The Phoenix Group Holdings – which owns Edinburgh-based Standard Life Assurance – has announced its proposal to restructure Phoenix shares, held in the Cayman Islands, to create new shares traded on the London Stock Exchange.
This is part of plans by Clive Bannister, group chief executive officer, to tidy up his basket of pension fund assets to create a more coherent platform.
Phoenix Group is the largest specialist consolidator of heritage life assurance funds in Europe and has over 10 million policyholders. It has £240 billion of assets with operations in the United Kingdom, Ireland and Germany.

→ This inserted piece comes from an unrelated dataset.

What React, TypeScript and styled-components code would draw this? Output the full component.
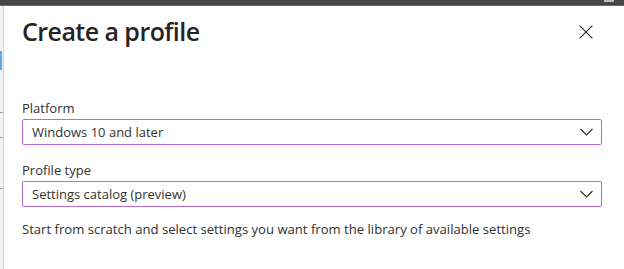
import React from "react";
import styled, { createGlobalStyle } from "styled-components";

const GlobalStyle = createGlobalStyle`
  html, body { margin: 0; padding: 0; background: #ffffff; }
  body { font-family: "Open Sans", "Noto Sans", sans-serif; color: #323130; }
`;

const Screen = styled.div`
  width: 624px;
  height: 269px;
  display: flex;
  flex-direction: column;
  overflow: hidden;
  background: #ffffff;
`;

const TopBar = styled.div`
  height: 5px;
  flex: none;
  background: #474543;
  border-bottom: 1px solid #6b6966;
  position: relative;
`;

const TopBarTab = styled.div`
  position: absolute;
  right: 10px;
  top: 0;
  width: 10px;
  height: 2px;
  background: #bdbbb8;
`;

const Body = styled.div`
  flex: 1;
  display: flex;
`;

const Rail = styled.div`
  width: 3px;
  flex: none;
  background: #f3f2f1;
  border-right: 1px solid #d6d4d2;
  position: relative;
`;

const RailMark = styled.div<{ $top: number; $h: number; $color: string; $w: number }>`
  position: absolute;
  left: 0;
  top: ${(p) => p.$top}px;
  width: ${(p) => p.$w}px;
  height: ${(p) => p.$h}px;
  background: ${(p) => p.$color};
`;

const Panel = styled.div`
  flex: 1;
  padding: 0 22px 0 18px;
  display: flex;
  flex-direction: column;
`;

const Header = styled.div`
  display: flex;
  align-items: center;
  justify-content: space-between;
  padding-top: 9px;
  margin-bottom: 52px;
`;

const Title = styled.h1`
  margin: 0;
  font-family: "Open Sans", "Noto Sans", sans-serif;
  font-weight: 600;
  font-size: 25px;
  line-height: 32px;
  color: #252423;
  letter-spacing: -0.55px;
`;

const CloseButton = styled.button`
  border: none;
  background: none;
  padding: 0;
  width: 14px;
  height: 14px;
  margin-right: 9px;
  margin-top: 2px;
  display: flex;
  color: #323130;
`;

const Field = styled.div<{ $spacing: number }>`
  display: flex;
  flex-direction: column;
  margin-bottom: ${(p) => p.$spacing}px;
`;

const Label = styled.label`
  font-size: 13px;
  line-height: 18px;
  margin-bottom: 2px;
  color: #323130;
`;

const Select = styled.div`
  height: 24px;
  border: 1px solid #b86bd6;
  border-radius: 2px;
  display: flex;
  align-items: center;
  justify-content: space-between;
  padding: 0 8px 0 9px;
  font-size: 13px;
  color: #323130;
`;

const Description = styled.p`
  margin: 0;
  font-size: 13.1px;
  line-height: 18px;
  color: #323130;
`;

const Chevron = () => (
  <svg width="13" height="8" viewBox="0 0 13 8" fill="none">
    <path d="M0.5 1 L6.5 7 L12.5 1" stroke="#323130" strokeWidth="1.2" />
  </svg>
);

const CloseIcon = () => (
  <svg width="14" height="14" viewBox="0 0 14 14" fill="none">
    <path d="M0.6 0.6 L13.4 13.4 M13.4 0.6 L0.6 13.4" stroke="#323130" strokeWidth="1.25" />
  </svg>
);

export default function App() {
  return (
    <Screen>
      <GlobalStyle />
      <TopBar>
        <TopBarTab />
      </TopBar>
      <Body>
        <Rail>
          <RailMark $top={45} $h={19} $w={2} $color="#5aaaf0" />
          <RailMark $top={106} $h={1} $w={3} $color="#a19f9d" />
          <RailMark $top={131} $h={1} $w={3} $color="#a19f9d" />
          <RailMark $top={182} $h={1} $w={3} $color="#a19f9d" />
        </Rail>
        <Panel>
          <Header>
            <Title>Create a profile</Title>
            <CloseButton aria-label="Close">
              <CloseIcon />
            </CloseButton>
          </Header>
          <Field $spacing={16}>
            <Label>Platform</Label>
            <Select>
              <span>Windows 10 and later</span>
              <Chevron />
            </Select>
          </Field>
          <Field $spacing={13}>
            <Label>Profile type</Label>
            <Select>
              <span>Settings catalog (preview)</span>
              <Chevron />
            </Select>
          </Field>
          <Description>
            Start from scratch and select settings you want from the library of available settings
          </Description>
        </Panel>
      </Body>
    </Screen>
  );
}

The £2.9 billion acquisition of Standard Life Assurance has created greater scale and alignment with Phoenix, the largest closed life consolidator in Europe.
The Strategic partnership covers two key areas: firstly, Standard Life Aberdeen will continue to manage the majority of Phoenix’s assets and secondly, Phoenix will underwrite workplace pensions and SIPP products which Standard Life Aberdeen will continue to market under its own brand.

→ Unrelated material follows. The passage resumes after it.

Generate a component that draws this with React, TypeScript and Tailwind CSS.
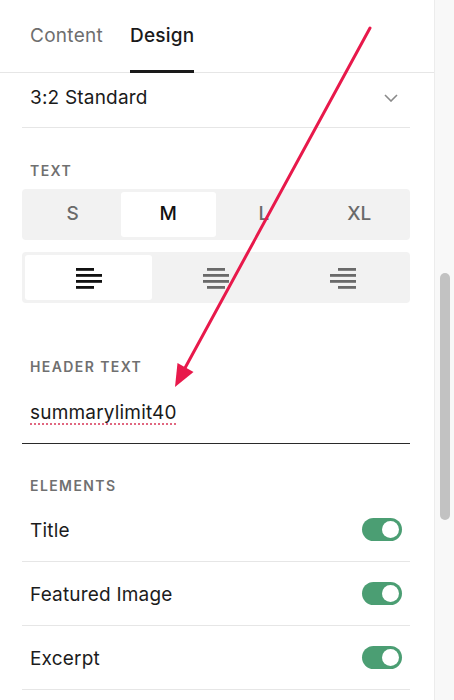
import React from "react"

// ── Small pieces ──────────────────────────────────────────────────────────────
function Label({ children }: { children: React.ReactNode }) {
  return (
    <div className="pl-[8px] text-[14px] leading-[16px] font-semibold tracking-[0.1em] text-[#707070]">
      {children}
    </div>
  )
}

function Toggle() {
  return (
    <div className="w-[40px] h-[23px] rounded-full bg-[#4b9e73] flex items-center justify-end pr-[3px]">
      <div className="w-[17px] h-[17px] rounded-full bg-white" />
    </div>
  )
}

function AlignIcon({ align, color }: { align: "left" | "center" | "right"; color: string }) {
  // four bars: short, long, long, short
  const long = 26
  const short = 18
  const x = (w: number) => (align === "left" ? 0 : align === "center" ? (long - w) / 2 : long - w)
  const widths = [short, long, long, short]
  return (
    <svg width="26" height="22" viewBox="0 0 26 22">
      {widths.map((w, i) => (
        <rect key={i} x={x(w)} y={1 + i * 6} width={w} height="2.8" fill={color} />
      ))}
    </svg>
  )
}

function Row({ label }: { label: string }) {
  return (
    <div className="h-[64px] flex items-center justify-between pl-[8px] pr-[8px] border-b border-[#e6e6e6]">
      <span className="pt-[3px] text-[19px] text-[#1c1c1c] tracking-[0.01em]">{label}</span>
      <Toggle />
    </div>
  )
}

// ── Main ──────────────────────────────────────────────────────────────────────
export default function App() {
  const sizes = ["S", "M", "L", "XL"]

  return (
    <div className="relative w-[454px] h-[700px] overflow-hidden bg-white flex" style={{ fontFamily: "Inter, 'Noto Sans', sans-serif" }}>

      {/* ── Panel ── */}
      <div className="w-[434px] flex flex-col">

        {/* Tabs */}
        <div className="h-[73px] border-b border-[#e6e6e6] flex pl-[30px] gap-[27px]">
          <div className="h-full flex items-center pt-[1px] text-[19px] text-[#6e6e6e] tracking-[0.015em]">Content</div>
          <div className="h-full flex flex-col justify-between">
            <div className="pt-[23px] text-[19px] leading-[26px] font-medium text-[#1a1a1a] tracking-[0.01em]">Design</div>
            <div className="h-[3px] bg-[#1a1a1a] -mb-px" />
          </div>
        </div>

        <div className="pl-[22px] pr-[24px] flex flex-col">

          {/* Aspect dropdown */}
          <div className="h-[55px] border-b border-[#e6e6e6] flex items-center justify-between pl-[8px] pr-[12px] pb-[4px]">
            <span className="text-[19px] text-[#1a1a1a] tracking-[0.01em]">3:2 Standard</span>
            <svg width="14" height="8" viewBox="0 0 14 8" fill="none">
              <path d="M1 1l6 6 6-6" stroke="#8a8a8a" strokeWidth="1.6" />
            </svg>
          </div>

          {/* Text size */}
          <div className="mt-[35px]"><Label>TEXT</Label></div>
          <div className="mt-[10px] h-[51px] p-[3px] bg-[#f2f2f2] rounded-[4px] grid grid-cols-4">
            {sizes.map((s) => (
              <div key={s}
                className={`flex items-center justify-center rounded-[3px] text-[19px] font-medium
                  ${s === "M" ? "bg-white text-[#111]" : "text-[#6a6a6a]"}`}>
                {s}
              </div>
            ))}
          </div>

          {/* Alignment */}
          <div className="mt-[12px] h-[51px] p-[3px] bg-[#f2f2f2] rounded-[4px] grid grid-cols-3">
            <div className="bg-white rounded-[3px] flex items-center justify-center"><AlignIcon align="left" color="#111" /></div>
            <div className="flex items-center justify-center"><AlignIcon align="center" color="#6a6a6a" /></div>
            <div className="flex items-center justify-center"><AlignIcon align="right" color="#6a6a6a" /></div>
          </div>

          {/* Header text */}
          <div className="mt-[56px]"><Label>HEADER TEXT</Label></div>
          <div className="mt-[22px] h-[47px] border-b-[1.5px] border-[#2a2a2a] pl-[8px] pt-[2px]">
            <span className="text-[19px] leading-[28px] text-[#1a1a1a] tracking-[0.01em] underline decoration-dotted decoration-[#e0607a] underline-offset-[5px]">
              summarylimit40
            </span>
          </div>

          {/* Elements */}
          <div className="mt-[34px]"><Label>ELEMENTS</Label></div>
          <div className="mt-[4px] flex flex-col">
            <Row label="Title" />
            <Row label="Featured Image" />
            <Row label="Excerpt" />
          </div>
        </div>
      </div>

      {/* ── Scrollbar ── */}
      <div className="w-[20px] bg-[#f8f8f8] border-l border-[#ececec] flex flex-col items-center">
        <div className="mt-[273px] w-[10px] h-[247px] rounded-full bg-[#c2c2c2]" />
      </div>

      {/* ── Annotation arrow ── */}
      <svg className="absolute inset-0 pointer-events-none" width="454" height="700" viewBox="0 0 454 700">
        <line x1="370" y1="28" x2="185" y2="368" stroke="#e8194b" strokeWidth="3" strokeLinecap="round" />
        <polygon points="175,387 193.5,372 177.5,363" fill="#e8194b" />
      </svg>
    </div>
  )
}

The Group has five operating life companies which hold policyholder assets and a distribution business, SunLife.
However, the current Group holding company structure was formed at the time of the Group’s restructuring in 2009. Under the current structure, Old Phoenix is a Cayman Islands-incorporated company which, with effect from 31 January 2018, is tax resident in the United Kingdom (having previously been tax resident in Jersey). This structure is complex for the group’s shareholders, debt investors and regulators and imposes additional burdens on the Group’s internal governance processes.
On 25 August 2016 Old Phoenix announced that, as part of an ongoing group simplification process, it intended to put in place a new UK-registered holding company for the Group. This scheme is now the final step in the Group’s onshoring journey which has delivered a streamlined and cost-efficient internal governance structure and will result in a clearer structure for the Group’s shareholders, debt investors and regulators.
If the Scheme is implemented and the Old Phoenix Reduction of Capital is approved, Phoenix Group Holdings plc, a new company incorporated in England & Wales, will become the holding company of Old Phoenix and its consolidated subsidiaries. If approved, the Scheme and the Old Phoenix Reduction of Capital are expected to become effective on or around 12 December 2018.
Applications will be made to the UK Listing Authority for the ordinary shares of New Phoenix to be admitted to the premium listing segment of the Official List of the Financial Conduct Authority and to trading on the main market for listed securities of the London Stock Exchange.
Upon Admission, New Phoenix is expected to be included in FTSE’s UK Index Series.
A prospectus is expected to be formally approved by the UKLA today. If approved, it will be published and sent, later today, to shareholders of Old Phoenix. New Phoenix will have substantially the same business and operations immediately after the Scheme Effective Date as Old Phoenix has immediately before the Scheme Effective Date.
All of the directors of Old Phoenix have been appointed to the board of New Phoenix. The corporate governance and investor protection measures which currently apply to Old Phoenix will apply to New Phoenix in all material respects.
In particular, New Phoenix will be subject to the City Code on Takeovers and Mergers, the Listing Rules and the Disclosure Guidance and Transparency Rules. New Phoenix intends to comply with the UK Corporate Governance Code and institutional shareholder guidelines to the same extent that Old Phoenix does currently.